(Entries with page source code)
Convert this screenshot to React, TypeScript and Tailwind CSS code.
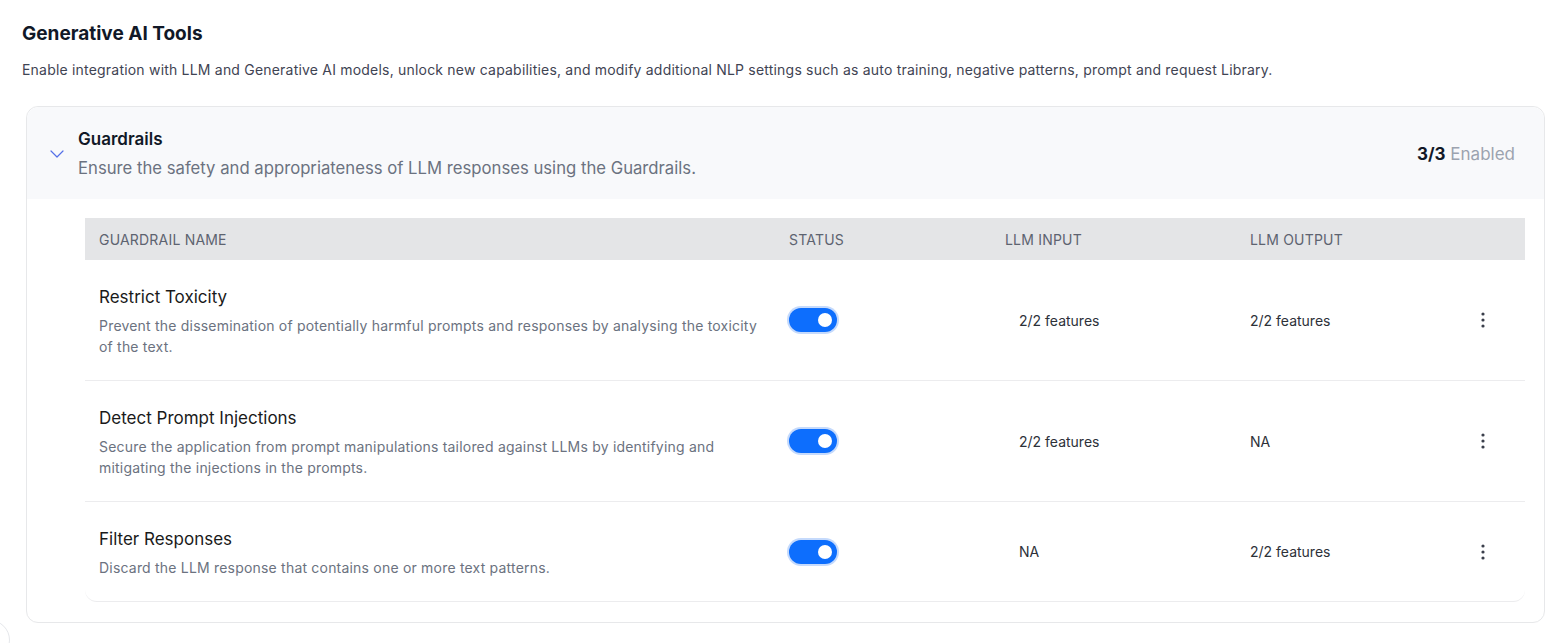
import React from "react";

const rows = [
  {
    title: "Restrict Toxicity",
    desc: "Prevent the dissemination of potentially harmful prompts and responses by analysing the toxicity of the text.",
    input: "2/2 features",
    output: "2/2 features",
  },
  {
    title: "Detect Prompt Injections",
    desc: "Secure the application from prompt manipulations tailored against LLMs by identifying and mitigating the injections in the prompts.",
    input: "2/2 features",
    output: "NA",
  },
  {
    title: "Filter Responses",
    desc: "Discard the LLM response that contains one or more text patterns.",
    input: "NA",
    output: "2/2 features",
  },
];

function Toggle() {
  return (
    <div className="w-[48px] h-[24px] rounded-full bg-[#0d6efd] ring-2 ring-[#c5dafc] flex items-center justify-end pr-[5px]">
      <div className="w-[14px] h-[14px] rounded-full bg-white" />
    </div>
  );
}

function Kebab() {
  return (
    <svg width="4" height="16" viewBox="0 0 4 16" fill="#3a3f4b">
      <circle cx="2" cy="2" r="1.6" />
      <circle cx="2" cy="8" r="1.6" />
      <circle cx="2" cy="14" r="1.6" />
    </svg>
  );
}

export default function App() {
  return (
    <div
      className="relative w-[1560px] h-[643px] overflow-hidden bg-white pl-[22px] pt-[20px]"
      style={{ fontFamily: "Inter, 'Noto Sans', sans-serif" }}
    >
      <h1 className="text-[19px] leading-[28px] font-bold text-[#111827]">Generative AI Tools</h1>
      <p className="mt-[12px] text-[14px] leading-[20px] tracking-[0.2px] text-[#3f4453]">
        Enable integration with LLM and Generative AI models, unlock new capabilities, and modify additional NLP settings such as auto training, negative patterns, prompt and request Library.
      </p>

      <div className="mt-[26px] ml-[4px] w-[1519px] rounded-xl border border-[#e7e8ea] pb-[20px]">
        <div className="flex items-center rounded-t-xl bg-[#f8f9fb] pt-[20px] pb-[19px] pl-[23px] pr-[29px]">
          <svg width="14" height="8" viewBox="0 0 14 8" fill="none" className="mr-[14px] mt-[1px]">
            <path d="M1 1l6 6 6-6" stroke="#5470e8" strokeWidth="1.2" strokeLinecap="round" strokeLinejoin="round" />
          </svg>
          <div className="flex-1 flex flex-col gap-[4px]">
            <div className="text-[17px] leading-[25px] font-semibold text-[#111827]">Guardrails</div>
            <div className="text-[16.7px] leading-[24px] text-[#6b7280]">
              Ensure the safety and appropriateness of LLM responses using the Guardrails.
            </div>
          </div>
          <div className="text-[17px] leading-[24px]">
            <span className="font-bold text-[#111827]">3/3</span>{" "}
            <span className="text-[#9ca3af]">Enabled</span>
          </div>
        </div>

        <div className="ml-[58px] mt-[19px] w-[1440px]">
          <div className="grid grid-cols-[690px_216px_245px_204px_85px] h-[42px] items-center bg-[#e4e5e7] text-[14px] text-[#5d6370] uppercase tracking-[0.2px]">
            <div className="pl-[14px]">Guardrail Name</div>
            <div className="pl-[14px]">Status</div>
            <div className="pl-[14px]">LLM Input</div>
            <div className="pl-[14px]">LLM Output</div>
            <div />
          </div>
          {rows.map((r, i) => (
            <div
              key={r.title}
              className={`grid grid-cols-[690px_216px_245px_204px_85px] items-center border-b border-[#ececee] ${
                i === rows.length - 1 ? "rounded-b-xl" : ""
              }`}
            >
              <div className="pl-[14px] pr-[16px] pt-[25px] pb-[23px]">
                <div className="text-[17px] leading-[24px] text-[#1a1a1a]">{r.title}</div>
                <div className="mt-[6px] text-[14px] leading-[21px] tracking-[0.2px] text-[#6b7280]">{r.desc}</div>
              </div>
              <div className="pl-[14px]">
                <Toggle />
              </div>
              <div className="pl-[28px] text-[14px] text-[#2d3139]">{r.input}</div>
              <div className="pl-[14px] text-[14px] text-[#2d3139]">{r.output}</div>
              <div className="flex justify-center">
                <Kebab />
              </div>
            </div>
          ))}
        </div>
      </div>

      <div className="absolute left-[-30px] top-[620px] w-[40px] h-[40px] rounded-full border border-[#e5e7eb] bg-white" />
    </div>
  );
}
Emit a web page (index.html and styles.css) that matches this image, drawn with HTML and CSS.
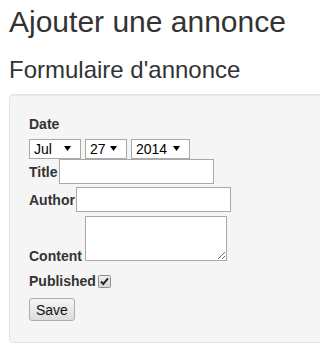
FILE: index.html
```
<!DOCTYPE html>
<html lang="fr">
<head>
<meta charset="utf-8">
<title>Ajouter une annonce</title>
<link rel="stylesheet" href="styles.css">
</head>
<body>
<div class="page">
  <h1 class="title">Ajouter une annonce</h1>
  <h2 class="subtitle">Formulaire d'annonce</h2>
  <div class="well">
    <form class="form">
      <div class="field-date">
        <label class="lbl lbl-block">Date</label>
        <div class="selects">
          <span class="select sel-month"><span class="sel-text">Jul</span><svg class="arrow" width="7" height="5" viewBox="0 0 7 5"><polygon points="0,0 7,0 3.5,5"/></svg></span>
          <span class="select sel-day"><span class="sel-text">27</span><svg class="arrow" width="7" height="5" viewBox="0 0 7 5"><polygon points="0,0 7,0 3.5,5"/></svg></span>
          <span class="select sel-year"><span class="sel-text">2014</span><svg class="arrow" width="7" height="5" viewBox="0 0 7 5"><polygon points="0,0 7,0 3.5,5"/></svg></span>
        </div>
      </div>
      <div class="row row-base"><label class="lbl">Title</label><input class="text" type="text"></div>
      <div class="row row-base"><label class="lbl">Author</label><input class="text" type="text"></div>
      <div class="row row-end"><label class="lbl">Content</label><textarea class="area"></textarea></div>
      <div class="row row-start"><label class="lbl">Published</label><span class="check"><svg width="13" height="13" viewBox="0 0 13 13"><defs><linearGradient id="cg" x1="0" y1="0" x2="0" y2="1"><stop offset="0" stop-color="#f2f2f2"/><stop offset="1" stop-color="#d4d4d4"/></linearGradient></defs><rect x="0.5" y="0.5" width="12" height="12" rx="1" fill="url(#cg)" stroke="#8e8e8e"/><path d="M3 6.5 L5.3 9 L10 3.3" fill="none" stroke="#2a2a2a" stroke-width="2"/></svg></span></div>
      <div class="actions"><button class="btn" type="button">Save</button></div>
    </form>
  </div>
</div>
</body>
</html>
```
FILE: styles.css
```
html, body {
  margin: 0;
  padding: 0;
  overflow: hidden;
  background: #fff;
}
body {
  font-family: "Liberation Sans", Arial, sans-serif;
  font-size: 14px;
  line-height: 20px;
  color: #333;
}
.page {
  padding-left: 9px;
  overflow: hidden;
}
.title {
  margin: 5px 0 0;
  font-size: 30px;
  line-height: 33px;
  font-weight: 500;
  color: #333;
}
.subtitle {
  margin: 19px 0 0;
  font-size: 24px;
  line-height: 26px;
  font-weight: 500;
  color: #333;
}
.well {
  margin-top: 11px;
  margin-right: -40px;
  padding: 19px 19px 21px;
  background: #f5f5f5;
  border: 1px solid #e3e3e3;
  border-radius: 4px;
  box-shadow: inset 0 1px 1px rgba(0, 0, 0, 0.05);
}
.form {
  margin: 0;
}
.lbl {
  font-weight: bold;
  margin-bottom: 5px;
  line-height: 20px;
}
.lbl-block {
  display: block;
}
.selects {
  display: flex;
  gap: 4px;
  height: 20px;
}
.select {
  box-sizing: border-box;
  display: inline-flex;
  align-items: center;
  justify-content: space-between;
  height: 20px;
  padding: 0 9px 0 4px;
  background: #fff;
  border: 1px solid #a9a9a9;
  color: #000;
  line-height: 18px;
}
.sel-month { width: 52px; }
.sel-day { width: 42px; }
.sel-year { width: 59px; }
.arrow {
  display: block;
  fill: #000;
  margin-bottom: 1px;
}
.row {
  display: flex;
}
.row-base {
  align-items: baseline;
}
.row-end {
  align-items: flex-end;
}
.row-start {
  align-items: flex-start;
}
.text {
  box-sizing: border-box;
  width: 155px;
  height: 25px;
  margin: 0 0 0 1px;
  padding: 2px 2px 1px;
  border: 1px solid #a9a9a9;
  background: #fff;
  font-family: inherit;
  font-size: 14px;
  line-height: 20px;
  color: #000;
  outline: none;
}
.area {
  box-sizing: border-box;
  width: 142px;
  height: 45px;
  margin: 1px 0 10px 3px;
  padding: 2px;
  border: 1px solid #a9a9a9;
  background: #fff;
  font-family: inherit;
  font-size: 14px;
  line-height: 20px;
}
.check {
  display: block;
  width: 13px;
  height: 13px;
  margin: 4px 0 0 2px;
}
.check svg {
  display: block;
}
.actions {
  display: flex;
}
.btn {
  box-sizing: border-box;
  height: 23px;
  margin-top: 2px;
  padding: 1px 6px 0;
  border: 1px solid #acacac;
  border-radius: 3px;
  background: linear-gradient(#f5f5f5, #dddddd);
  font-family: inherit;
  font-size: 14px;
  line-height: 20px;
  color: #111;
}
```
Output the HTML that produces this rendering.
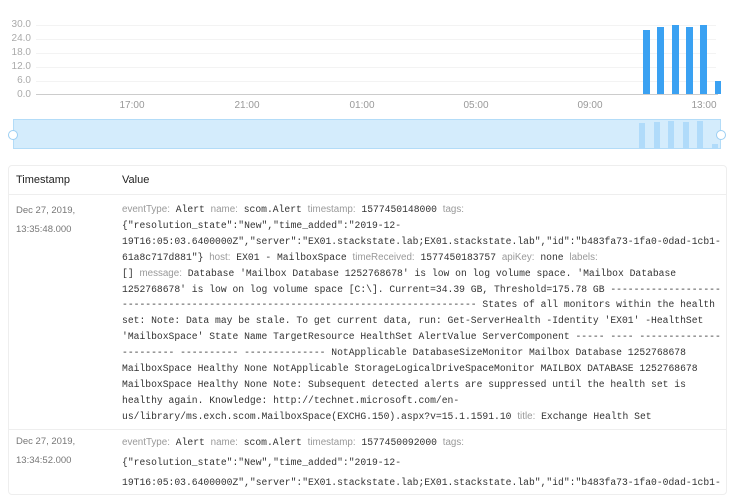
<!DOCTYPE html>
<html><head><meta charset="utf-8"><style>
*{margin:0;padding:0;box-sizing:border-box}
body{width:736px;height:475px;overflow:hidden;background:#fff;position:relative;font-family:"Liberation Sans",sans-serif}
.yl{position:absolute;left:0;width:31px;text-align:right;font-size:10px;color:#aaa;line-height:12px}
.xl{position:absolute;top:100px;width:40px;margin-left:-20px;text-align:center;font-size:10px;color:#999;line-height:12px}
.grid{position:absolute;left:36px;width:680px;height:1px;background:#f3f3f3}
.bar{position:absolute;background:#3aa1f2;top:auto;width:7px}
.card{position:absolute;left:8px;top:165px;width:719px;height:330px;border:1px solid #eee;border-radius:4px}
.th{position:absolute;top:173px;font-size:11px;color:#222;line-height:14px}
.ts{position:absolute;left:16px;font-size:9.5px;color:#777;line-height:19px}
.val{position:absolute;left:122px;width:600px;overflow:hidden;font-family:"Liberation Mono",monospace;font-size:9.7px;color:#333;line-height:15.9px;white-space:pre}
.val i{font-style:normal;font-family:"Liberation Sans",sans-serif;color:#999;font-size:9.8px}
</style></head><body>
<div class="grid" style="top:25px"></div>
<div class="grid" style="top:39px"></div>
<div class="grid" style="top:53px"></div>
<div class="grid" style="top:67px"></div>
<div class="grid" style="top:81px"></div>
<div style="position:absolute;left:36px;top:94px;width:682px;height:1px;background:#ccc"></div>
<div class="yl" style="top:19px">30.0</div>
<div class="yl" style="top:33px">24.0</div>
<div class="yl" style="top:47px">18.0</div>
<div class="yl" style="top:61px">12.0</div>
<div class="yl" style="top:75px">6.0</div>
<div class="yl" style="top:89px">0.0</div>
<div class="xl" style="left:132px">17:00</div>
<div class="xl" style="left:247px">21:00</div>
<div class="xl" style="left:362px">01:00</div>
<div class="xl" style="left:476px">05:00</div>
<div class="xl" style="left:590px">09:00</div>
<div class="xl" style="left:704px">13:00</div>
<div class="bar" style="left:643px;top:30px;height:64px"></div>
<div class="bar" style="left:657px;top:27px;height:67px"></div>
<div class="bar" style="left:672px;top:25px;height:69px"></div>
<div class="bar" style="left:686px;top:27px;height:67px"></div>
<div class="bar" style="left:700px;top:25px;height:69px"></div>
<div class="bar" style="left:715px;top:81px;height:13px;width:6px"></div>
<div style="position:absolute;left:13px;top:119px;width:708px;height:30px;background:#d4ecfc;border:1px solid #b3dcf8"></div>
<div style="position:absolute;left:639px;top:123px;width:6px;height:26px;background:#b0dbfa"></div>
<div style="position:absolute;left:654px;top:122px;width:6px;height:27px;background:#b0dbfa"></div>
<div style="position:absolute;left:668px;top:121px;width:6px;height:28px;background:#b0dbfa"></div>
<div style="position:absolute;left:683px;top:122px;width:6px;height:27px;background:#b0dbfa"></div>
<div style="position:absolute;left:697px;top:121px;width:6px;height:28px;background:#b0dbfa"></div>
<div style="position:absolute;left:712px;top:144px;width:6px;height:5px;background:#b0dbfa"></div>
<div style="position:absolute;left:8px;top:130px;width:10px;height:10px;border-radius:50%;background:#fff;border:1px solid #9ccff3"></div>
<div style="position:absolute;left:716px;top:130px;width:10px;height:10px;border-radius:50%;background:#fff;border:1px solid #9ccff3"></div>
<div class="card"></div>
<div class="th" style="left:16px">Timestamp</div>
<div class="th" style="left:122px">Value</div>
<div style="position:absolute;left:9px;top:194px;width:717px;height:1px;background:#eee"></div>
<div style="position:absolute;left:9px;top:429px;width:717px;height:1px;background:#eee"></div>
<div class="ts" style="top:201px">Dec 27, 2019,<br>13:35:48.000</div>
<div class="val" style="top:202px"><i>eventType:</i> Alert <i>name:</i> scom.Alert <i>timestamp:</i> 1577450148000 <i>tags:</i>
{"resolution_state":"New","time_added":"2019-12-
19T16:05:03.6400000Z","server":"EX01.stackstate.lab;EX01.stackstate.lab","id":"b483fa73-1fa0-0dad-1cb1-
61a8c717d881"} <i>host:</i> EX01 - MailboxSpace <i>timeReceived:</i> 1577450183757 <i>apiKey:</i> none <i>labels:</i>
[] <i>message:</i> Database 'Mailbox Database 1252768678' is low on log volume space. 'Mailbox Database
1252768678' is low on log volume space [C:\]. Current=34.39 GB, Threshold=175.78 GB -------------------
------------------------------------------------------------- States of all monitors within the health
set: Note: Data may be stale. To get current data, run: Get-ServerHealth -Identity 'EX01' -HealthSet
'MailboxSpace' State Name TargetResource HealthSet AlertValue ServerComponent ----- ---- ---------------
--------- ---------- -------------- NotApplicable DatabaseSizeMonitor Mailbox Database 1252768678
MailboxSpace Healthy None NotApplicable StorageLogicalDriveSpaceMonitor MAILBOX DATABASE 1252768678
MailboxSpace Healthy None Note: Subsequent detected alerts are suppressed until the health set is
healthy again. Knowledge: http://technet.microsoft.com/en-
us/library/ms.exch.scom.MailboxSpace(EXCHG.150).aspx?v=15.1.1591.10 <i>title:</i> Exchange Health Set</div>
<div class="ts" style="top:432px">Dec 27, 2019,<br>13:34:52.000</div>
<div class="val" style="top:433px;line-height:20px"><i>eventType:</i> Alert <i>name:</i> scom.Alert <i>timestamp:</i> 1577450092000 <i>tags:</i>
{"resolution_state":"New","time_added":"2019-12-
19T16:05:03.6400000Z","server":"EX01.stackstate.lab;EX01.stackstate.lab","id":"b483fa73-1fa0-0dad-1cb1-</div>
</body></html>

Objective
Print, exactly as written, the lines above from the first one to the one containing "import React from". Leave out pictures.

Finished exercise
Convert this screenshot to React, TypeScript and Tailwind CSS code.
import React from "react";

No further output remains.